Enfin, le « français » lui-même, compris non comme une langue abstraite mais comme une « pratique vécue », constitue un signe national central. Dans la sociolinguistique critique, suivant Monica Heller et Kathryn Woolard, le français au Québec n’est pas seulement un moyen de communication, mais une « ressource politique et économique ». Parler français « icitte » n’est pas neutre. Un exemple quotidien : l’attente sociale d’être servi en français, y compris par les nouveaux arrivants, révèle que la langue fonctionne comme une « condition d’appartenance » plutôt que comme un simple outil.
De ce parcours se dégagent plusieurs conclusions qui renforcent la discussion bibliographique initiale. Premièrement, la nation ne se soutient pas principalement par des déclarations explicites, mais par une « grammaire quotidienne » de signes répétés.
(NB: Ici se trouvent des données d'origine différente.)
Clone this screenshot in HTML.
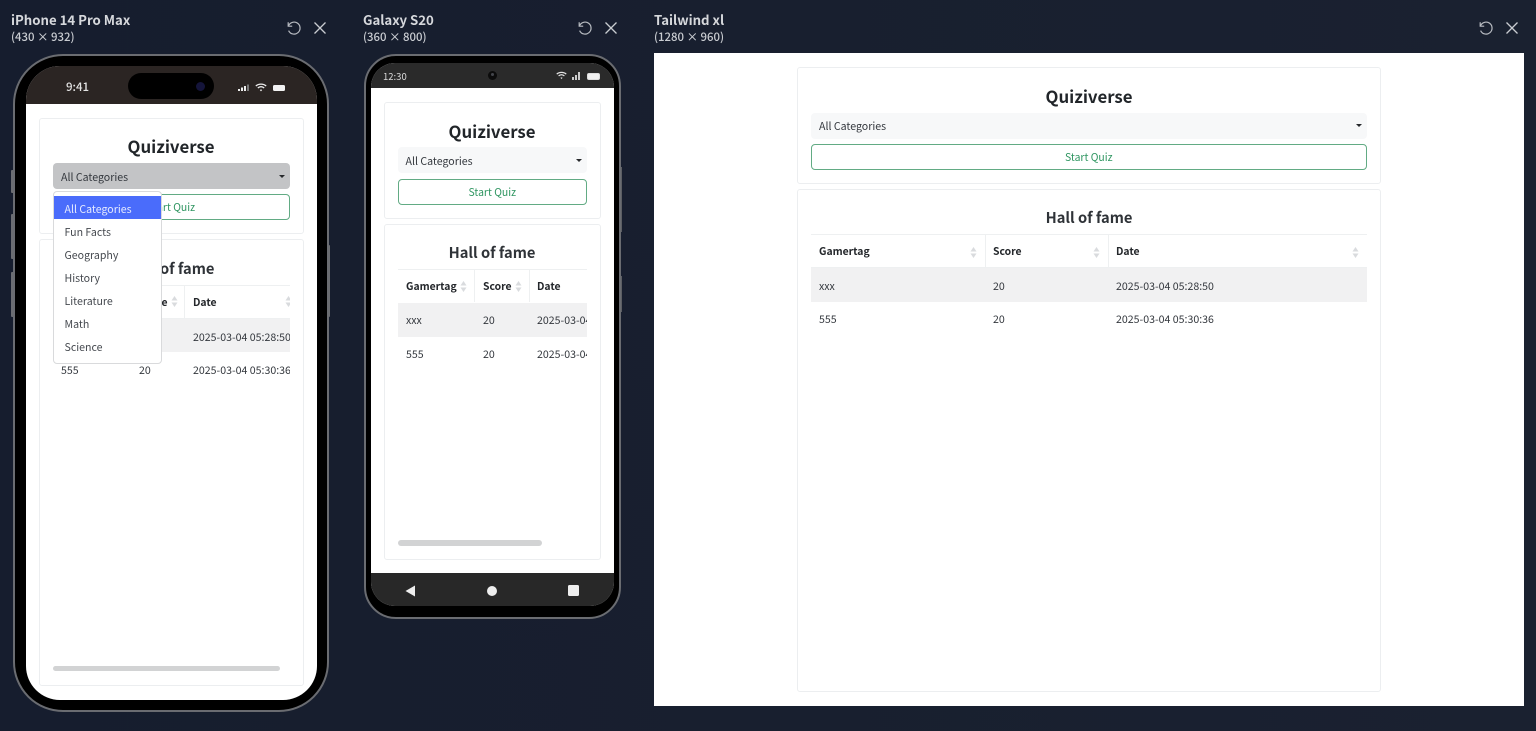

Deuxièmement, le « nationalisme banal » n’est ni faible ni résiduel, mais l’infrastructure qui rend possible à la fois la cohésion et le conflit. Troisièmement, des mots comme « tabarnak » ne sont pas marginaux pour l’analyse politique, mais centraux pour comprendre comment une nation se dit à elle-même sans avoir besoin de se nommer.
Au Québec, la nation ne se crie pas. Elle se glisse dans le langage ordinaire, dans le blasphème resignifié, dans le déictique affectif, dans le pronom marqué. « Tabarnak », loin d’être une vulgarité, est une « cicatrice linguistique » devenue signe d’appartenance. Dans sa répétition banale, le Québec renouvelle son « plébiscite quotidien » sans voter, sans proclamer, sans déclarer. Simplement en parlant.